Part of an ongoing series on Scene Structure.
So far we’ve talked about Setting, that your scene needs to take place somewhere, and Theme, that your Scene needs to matter to the rest of the story. But of course, your scene is going to require some Characters.
Let me start with a Question.
If a tree falls in the forest, does it make a scene?
Answer: Not unless it falls on the bad guy. Or onto my bedroom, as in the case in the picture above. (from Dec. 2006)
Today we’re not going to get into the myriad aspects of what makes good Conflict, but let’s talk about a few other aspects of Character and how it relates to Scenes. First of all, every scene contains a Protagonist. This is not necessarily the “good guy” or the main character. In terms of scene, this is the main actor of a given scene. Even in 1st Person POV*, if the narrator is talking about what happens to someone else, that someone else becomes the Protagonist of that particular scene. However, a good rule of thumb is that the Protagonist usually is the POV character—the “person of interest” if you will.

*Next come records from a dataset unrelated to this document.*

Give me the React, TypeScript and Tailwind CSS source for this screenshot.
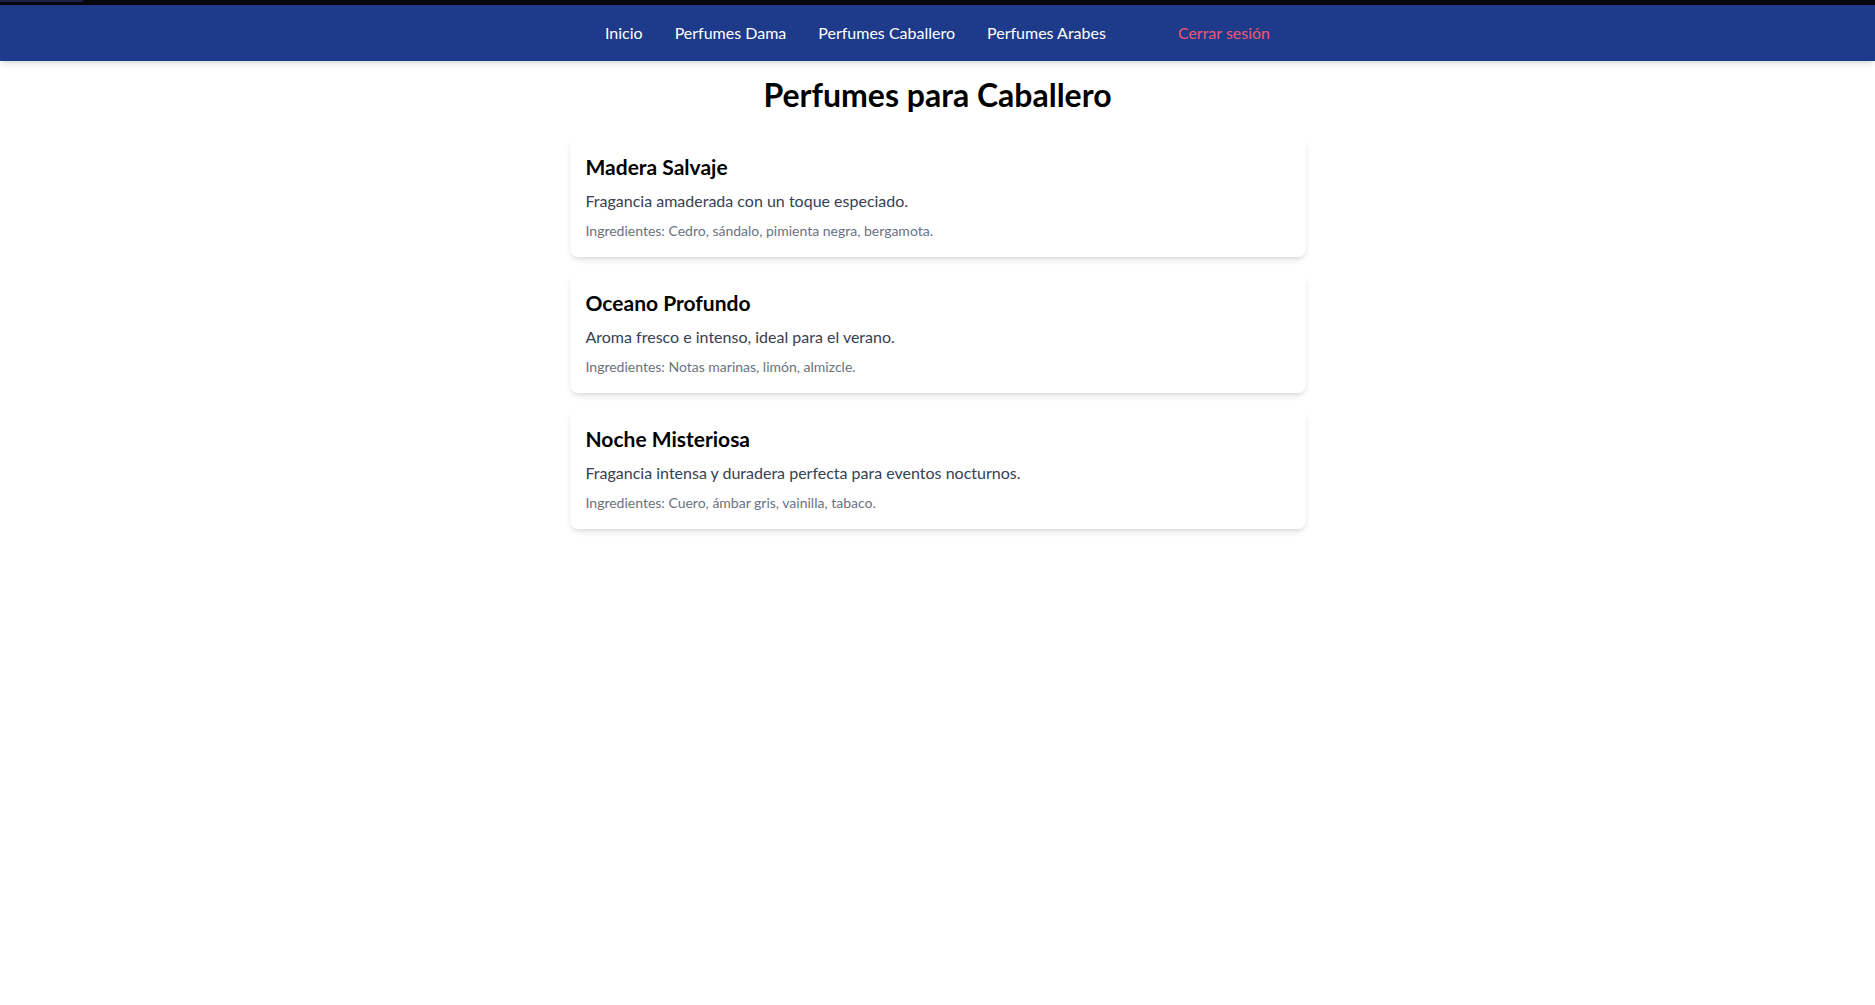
import React from "react";

interface Perfume {
  name: string;
  description: string;
  ingredients: string;
}

const perfumes: Perfume[] = [
  {
    name: "Madera Salvaje",
    description: "Fragancia amaderada con un toque especiado.",
    ingredients: "Cedro, sándalo, pimienta negra, bergamota.",
  },
  {
    name: "Oceano Profundo",
    description: "Aroma fresco e intenso, ideal para el verano.",
    ingredients: "Notas marinas, limón, almizcle.",
  },
  {
    name: "Noche Misteriosa",
    description: "Fragancia intensa y duradera perfecta para eventos nocturnos.",
    ingredients: "Cuero, ámbar gris, vainilla, tabaco.",
  },
];

const links = ["Inicio", "Perfumes Dama", "Perfumes Caballero", "Perfumes Arabes"];

const App: React.FC = () => {
  return (
    <div className="min-h-screen bg-white font-['Lato',sans-serif]">
      {/* top strip */}
      <div className="h-[5px] bg-[#08080c]">
        <div className="h-[2px] w-[83px] bg-[#1c1f4a]" />
      </div>

      <nav className="bg-[#1e3a8a] shadow-md">
        <div className="flex h-14 items-center justify-center">
          <ul className="flex items-center gap-8">
            {links.map((link) => (
              <li key={link}>
                <a href="#" className="text-base text-white">
                  {link}
                </a>
              </li>
            ))}
          </ul>
          <button className="ml-18 text-base text-[#f4566f]">Cerrar sesión</button>
        </div>
      </nav>

      <div className="mx-auto max-w-3xl p-4">
        <h1 className="mb-6 text-center text-[32px] leading-9 font-bold text-black">
          Perfumes para Caballero
        </h1>
        <div className="space-y-4">
          {perfumes.map((p) => (
            <div key={p.name} className="rounded-lg bg-white p-4 shadow-md">
              <h2 className="mb-2 text-[21px] leading-7 font-bold text-black">{p.name}</h2>
              <p className="text-gray-700">{p.description}</p>
              <p className="mt-2 text-sm text-gray-500">Ingredientes: {p.ingredients}</p>
            </div>
          ))}
        </div>
      </div>
    </div>
  );
};

export default App;
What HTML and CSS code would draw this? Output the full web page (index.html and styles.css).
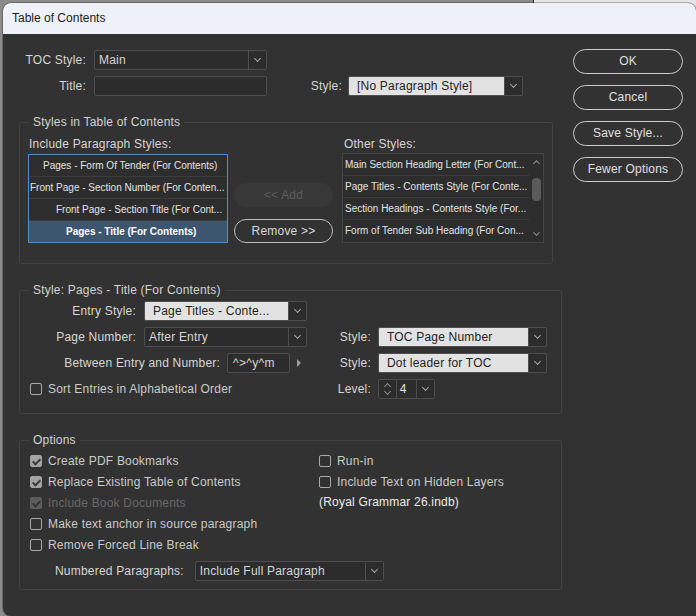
FILE: index.html
```html
<!DOCTYPE html>
<html>
<head>
    <meta charset="utf-8" />
    <title>Table of Contents</title>
    <link rel="stylesheet" href="styles.css">
</head>
<body>
    <div class="window">
        <div class="titlebar">Table of Contents</div>
        <div class="body">
            <div class="main">
                <div class="top-grid">
                    <div class="lbl">TOC Style:</div>
                    <div class="select dark"><span class="val">Main</span><span class="chev"></span></div>
                    <div></div>
                    <div></div>
                    <div class="lbl">Title:</div>
                    <div class="input"></div>
                    <div class="lbl lbl2">Style:</div>
                    <div class="select light"><span class="val">[No Paragraph Style]</span><span class="chev"></span></div>
                </div>

                <fieldset class="group g1">
                    <legend>Styles in Table of Contents</legend>
                    <div class="styles-row">
                        <div class="col-left">
                            <div class="list-label">Include Paragraph Styles:</div>
                            <div class="list incl">
                                <div class="row" style="padding-left: 14px">Pages - Form Of Tender (For Contents)</div>
                                <div class="row" style="padding-left: 1px">Front Page - Section Number (For Conten...</div>
                                <div class="row" style="padding-left: 27px">Front Page - Section Title (For Cont...</div>
                                <div class="row sel" style="padding-left: 37px">Pages - Title (For Contents)</div>
                            </div>
                        </div>
                        <div class="col-mid">
                            <div class="pill disabled">&lt;&lt; Add</div>
                            <div class="pill">Remove &gt;&gt;</div>
                        </div>
                        <div class="col-right">
                            <div class="list-label">Other Styles:</div>
                            <div class="list other">
                                <div class="rows">
                                    <div class="row">Main Section Heading Letter (For Cont...</div>
                                    <div class="row">Page Titles - Contents Style (For Conte...</div>
                                    <div class="row">Section Headings - Contents Style (For...</div>
                                    <div class="row">Form of Tender Sub Heading (For Con...</div>
                                </div>
                                <div class="scroll">
                                    <span class="arr up"></span>
                                    <span class="thumb"></span>
                                    <span class="arr down"></span>
                                </div>
                            </div>
                        </div>
                    </div>
                </fieldset>

                <fieldset class="group g2">
                    <legend>Style: Pages - Title (For Contents)</legend>
                    <div class="entry-grid">
                        <div class="cell">
                            <div class="lbl w124">Entry Style:</div>
                            <div class="select light w163"><span class="val">Page Titles - Conte...</span><span class="chev"></span></div>
                        </div>
                        <div class="cell"></div>

                        <div class="cell">
                            <div class="lbl w124">Page Number:</div>
                            <div class="select dark w163"><span class="val">After Entry</span><span class="chev"></span></div>
                        </div>
                        <div class="cell">
                            <div class="lbl w71">Style:</div>
                            <div class="select light w169"><span class="val">TOC Page Number</span><span class="chev"></span></div>
                        </div>

                        <div class="cell">
                            <div class="lbl w207">Between Entry and Number:</div>
                            <div class="input w63"><span class="val">^&gt;^y^m</span></div>
                            <span class="tri"></span>
                        </div>
                        <div class="cell">
                            <div class="lbl w71">Style:</div>
                            <div class="select light w169"><span class="val">Dot leader for TOC</span><span class="chev"></span></div>
                        </div>

                        <div class="cell">
                            <label class="check"><span class="box"></span>Sort Entries in Alphabetical Order</label>
                        </div>
                        <div class="cell">
                            <div class="lbl w71">Level:</div>
                            <div class="spinner">
                                <span class="spin"><span class="arr up"></span><span class="arr down"></span></span>
                                <span class="num">4</span>
                                <span class="chev"></span>
                            </div>
                        </div>
                    </div>
                </fieldset>

                <fieldset class="group g3">
                    <legend>Options</legend>
                    <div class="opt-grid">
                        <label class="check"><span class="box on"></span>Create PDF Bookmarks</label>
                        <label class="check"><span class="box"></span>Run-in</label>
                        <label class="check"><span class="box on"></span>Replace Existing Table of Contents</label>
                        <label class="check"><span class="box"></span>Include Text on Hidden Layers</label>
                        <label class="check off"><span class="box on"></span>Include Book Documents</label>
                        <div class="book">(Royal Grammar 26.indb)</div>
                        <label class="check"><span class="box"></span>Make text anchor in source paragraph</label>
                        <div></div>
                        <label class="check"><span class="box"></span>Remove Forced Line Break</label>
                        <div></div>
                    </div>
                    <div class="numbered">
                        <div class="lbl">Numbered Paragraphs:</div>
                        <div class="select dark w189"><span class="val">Include Full Paragraph</span><span class="chev"></span></div>
                    </div>
                </fieldset>
            </div>

            <div class="buttons">
                <div class="btn">OK</div>
                <div class="btn">Cancel</div>
                <div class="btn">Save Style...</div>
                <div class="btn">Fewer Options</div>
            </div>
        </div>
    </div>
</body>
</html>
```

FILE: styles.css
```css
* { box-sizing: border-box; }
html, body { margin: 0; height: 100%; }
body { background: linear-gradient(to right, #8b8b8b 533px, #2a2a2a 533px, #2a2a2a 534px, #e6e6e6 534px); font-family: "Liberation Sans", Arial, sans-serif; font-size: 12px; letter-spacing: .2px; color: #d6d6d6; overflow: hidden; }

.window { margin: 3px 0 0 3px; height: 613px; background: #323232; border-radius: 8px 8px 0 8px; overflow: hidden; box-shadow: 0 0 0 1px rgba(0,0,0,.25); }
.titlebar { height: 31px; line-height: 31px; padding-left: 9px; background: #eef2f8; color: #1b1b1b; font-size: 12px; letter-spacing: 0; }
.body { display: flex; padding: 15px 0 0 16px; }
.main { width: 543px; }

/* top fields */
.top-grid { display: grid; grid-template-columns: 75px 173px 81px 175px; grid-auto-rows: 20px; row-gap: 6px; margin-top: 1px; }
.lbl { line-height: 20px; text-align: right; padding-right: 8px; white-space: nowrap; }
.lbl2 { padding-right: 6px; }

.select, .input { height: 20px; border: 1px solid #4e4e4e; border-radius: 2px; display: flex; align-items: center; background: #2c2c2c; }
.select .val, .input .val { flex: 1; padding-left: 4px; white-space: nowrap; overflow: hidden; }
.select.light { background: #e2e2e2; color: #1e1e1e; }
.select.light .val { padding-left: 8px; }
.chev { width: 18px; height: 100%; border-left: 1px solid #4e4e4e; background: #2c2c2c; display: flex; align-items: center; justify-content: center; }
.chev::before { content: ""; width: 4px; height: 4px; border-right: 1px solid #a8a8a8; border-bottom: 1px solid #a8a8a8; transform: rotate(45deg); margin-top: -3px; }

/* group boxes */
.group { margin: 0; padding: 0 8px; border: 1px solid #434343; border-radius: 3px; min-width: 0; }
.group legend { padding: 0 4px; margin-left: 1px; line-height: 14px; color: #d2d2d2; }
.g1 { width: 534px; margin-top: 19px; padding-top: 8px; padding-bottom: 20px; }
.g2 { width: 543px; margin-top: 19px; padding-top: 4px; padding-bottom: 14px; }
.g3 { width: 543px; margin-top: 19px; padding-top: 3px; padding-bottom: 8px; }

.styles-row { display: flex; }
.col-left { width: 200px; }
.col-mid { width: 99px; margin-left: 6px; padding-top: 46px; }
.col-right { width: 202px; margin-left: 9px; }
.list-label { line-height: 14px; padding-left: 1px; margin-bottom: 3px; white-space: nowrap; }
.col-right .list-label { padding-left: 2px; margin-bottom: 2px; }

.list { border: 1px solid #454545; background: #2d2d2d; font-size: 10px; letter-spacing: 0; color: #e4e4e4; }
.list .row { height: 22px; line-height: 21px; border-bottom: 1px solid #3c3c3c; white-space: nowrap; overflow: hidden; }
.list .row:last-child { border-bottom: 0; height: 21px; }
.list.incl { border-color: #4f8fd0; height: 89px; }
.list.incl .row.sel { background: #3c566f; color: #fff; font-weight: bold; }
.list.other { display: flex; height: 90px; }
.list.other .rows { flex: 1; }
.list.other .row { padding-left: 2px; }
.scroll { width: 14px; display: flex; flex-direction: column; align-items: center; padding: 4px 0; }
.scroll .thumb { width: 9px; height: 23px; background: #5b5b5b; border-radius: 4px; margin-top: 12px; }
.scroll .down { margin-top: auto; }
.arr { width: 5px; height: 5px; border-left: 1px solid #8a8a8a; border-top: 1px solid #8a8a8a; }
.arr.up { transform: rotate(45deg); margin-top: 3px; }
.arr.down { transform: rotate(225deg); margin-bottom: 3px; }

.pill { height: 24px; line-height: 22px; border: 1px solid #bdbdbd; border-radius: 12px; text-align: center; color: #d8d8d8; }
.pill.disabled { border-color: transparent; background: #383838; color: #5c5c5c; margin-bottom: 12px; }

/* entry style */
.entry-grid { display: grid; grid-template-columns: 287px 1fr; grid-auto-rows: 20px; row-gap: 6px; margin-left: -8px; }
.cell { display: flex; align-items: center; }
.w124 { width: 124px; }
.w207 { width: 207px; padding-right: 7px; }
.w71 { width: 71px; padding-right: 7px; }
.w163 { width: 163px; }
.w169 { width: 169px; }
.w63 { width: 63px; }
.w189 { width: 189px; }
.input.w63 .val { padding-left: 5px; letter-spacing: .3px; }
.tri { width: 0; height: 0; border-top: 4px solid transparent; border-bottom: 4px solid transparent; border-left: 4px solid #9a9a9a; margin-left: 7px; }
.entry-grid .check { padding-left: 10px; }

.spinner { height: 20px; width: 57px; border: 1px solid #4e4e4e; border-radius: 2px; display: flex; background: #2c2c2c; }
.spin { width: 18px; border-right: 1px solid #4e4e4e; display: flex; flex-direction: column; align-items: center; justify-content: space-between; padding: 2px 0; }
.spin .arr.up { margin-top: 2px; }
.spin .arr.down { margin-bottom: 2px; }
.num { width: 20px; line-height: 18px; padding-left: 3px; color: #e6e6e6; }

/* checkboxes */
.check { display: flex; align-items: center; color: #cacaca; white-space: nowrap; }
.box { width: 12px; height: 12px; border: 1px solid #a9a9a9; border-radius: 2px; margin-right: 6px; position: relative; flex: none; }
.box.on { background: #a3a3a3; border-color: #a3a3a3; }
.box.on::after { content: ""; position: absolute; left: 3px; top: 1px; width: 3px; height: 6px; border-right: 2px solid #3a3a3a; border-bottom: 2px solid #3a3a3a; transform: rotate(45deg); }
.check.off { color: #686868; }
.check.off .box { background: #5c5c5c; border-color: #5c5c5c; }
.check.off .box::after { border-color: #353535; }

.opt-grid { display: grid; grid-template-columns: 289px 1fr; grid-auto-rows: 21px; padding-left: 2px; }
.book { line-height: 21px; color: #ececec; }
.numbered { display: flex; align-items: center; margin-top: 6px; padding-left: 27px; }
.numbered .lbl { padding-right: 11px; }

/* right buttons */
.buttons { width: 110px; margin-left: 11px; display: flex; flex-direction: column; gap: 11px; }
.btn { height: 25px; line-height: 23px; border: 1px solid #cdcdcd; border-radius: 13px; text-align: center; color: #e0e0e0; }
```
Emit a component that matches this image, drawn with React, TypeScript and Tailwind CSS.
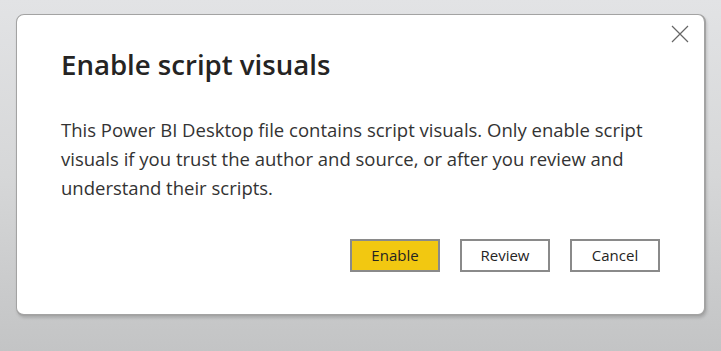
export default function App() {
  return (
    <div className="w-[721px] h-[351px] overflow-hidden bg-gradient-to-b from-[#e2e3e5] via-[#d6d7d8] to-[#c3c4c5] pt-[14px] pl-[16px] font-['Open_Sans',sans-serif]">
      <div className="relative w-[690px] h-[302px] rounded-[8px] bg-white border-2 border-t border-l border-[#a3a3a3] shadow-[1px_2px_3px_rgba(0,0,0,0.15)] pl-[44px] pr-[44px] pt-[31px]">
        <button className="absolute top-[10px] right-[15px] w-[18px] h-[18px] text-[#666]">
          <svg viewBox="0 0 18 18" width="18" height="18" fill="none" stroke="currentColor" strokeWidth="1.2">
            <path d="M1 1 L17 17 M17 1 L1 17" />
          </svg>
        </button>
        <h1 className="text-[27.6px] font-semibold leading-[36px] text-[#252423]">Enable script visuals</h1>
        <p className="mt-[33px] w-[590px] text-[18.5px] leading-[29px] text-[#333]">
          This Power BI Desktop file contains script visuals. Only enable script visuals if you trust the author and source, or after you review and understand their scripts.
        </p>
        <div className="mt-[37px] flex justify-end gap-[20px]">
          <button className="w-[90px] h-[33px] border-2 border-[#8a8a8a] bg-[#f2c811] text-[15px] text-[#252423]">Enable</button>
          <button className="w-[90px] h-[33px] border-2 border-[#8a8a8a] bg-white text-[15px] text-[#252423]">Review</button>
          <button className="w-[90px] h-[33px] border-2 border-[#8a8a8a] bg-white text-[15px] text-[#252423]">Cancel</button>
        </div>
      </div>
    </div>
  );
}
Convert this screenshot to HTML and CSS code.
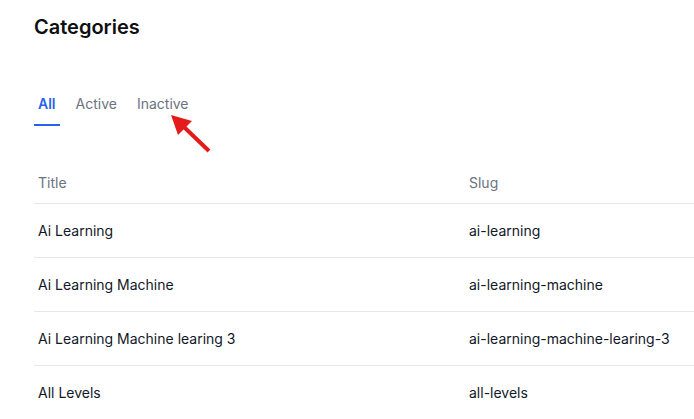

A couple things identify a Protagonist in a specific scene:
- The Protagonist has at least one goal for the scene worth acting upon. A Protagonist does not let others dictate his immediate future.
- Those goals drive the Scene and the Conflict.
- We know enough about this person to understand why he’s here, although we may not know his motivations. If not, these reasons should become apparent. If you include a scene with a clockmaker trying to fill his quota, then he never shows up again, ask yourself if that scene was really necessary.
- The Protagonist acts, not just thinking, observing, or passively participating. If she’s sitting in a coffee shop working on a term paper and there’s a hold-up, then make sure this hold-up affects her goals. Maybe she acts small to avoid notice. Maybe she argues with them. Maybe they try to steal her laptop with the term paper and she goes ballistic. But if the scene is, “while she’s sitting there, robbers come in, hold up the barista, steal her laptop, and she thinks about lunch,” then you might have an issue.
- The Protagonist has a certain mood or emotional state. “Glad to be in the scene,” is not a valid state. Happy, sad, curious, concerned, frightened, envious, lustful, disgusted, what is their state? Is it clear?
Character Scene Structure Goals
- Include at least one character acting on their goals. Without a character, you are just writing exposition, which can be interesting but it’s not a scene.
- Characters must come alive on the page. Gestures, expressions, speech patterns, clothing, body language, inner thoughts, all these things can be used to reveal your character’s goals and current mood. If you were observing the scene, what would you notice about the character? If your character is the POV character, what would they notice about themselves? Others?
- Her actions must match her mood and goals. Characters act for specific reasons. If your character’s dog just died, she’s probably not going to be that excited about going out on a date with a stranger. She’s going to act mopey and depressed, and her goal may be to exit the date as soon as possible.
- Stories are about people who go out and do things and learn from their mistakes. Whereas most of us spend our lives sitting in front of the TV, reading books, or farting around on the Internet, fictional characters live eventful lives and go out and do interesting things and meet interesting people. So a scene where your character watches TV or reads or plays Farmville is not going to cut it. Cut it.
- Don’t explicitly explain motivations and backstory or write detailed character profiles in your scene. Let the character’s action speak for themselves, and only fill in backstory when absolutely necessary.
- Every character in your scene will have differing goals, even when they agree. This also helps distinguish your characters from one another. If you find you have two characters who essentially want the same thing, consider combining them into one character.
- Avoid writing character actions “because this needs to happen now.” Keep your characters consistent, but not completely predictable because that’s boring. Make them have unique approaches to solving their problems, but their goals should be fairly universal, like eating, making friends, avoiding zombies, etc.
- Reacting ≠ Acting. Even if your character is being chased by evil hordes of zombies, give him a specific escape goal like climbing to a roof or reaching the zombie-proof über-tank. Sitting there getting your feelings hurt is not acting. Sitting there getting your feelings hurt and plotting sweet revenge is better.
What are your characters trying to accomplish in a given Scene? How do you show the reader?
*POV Point Of View. We’ll get into POV in another installment.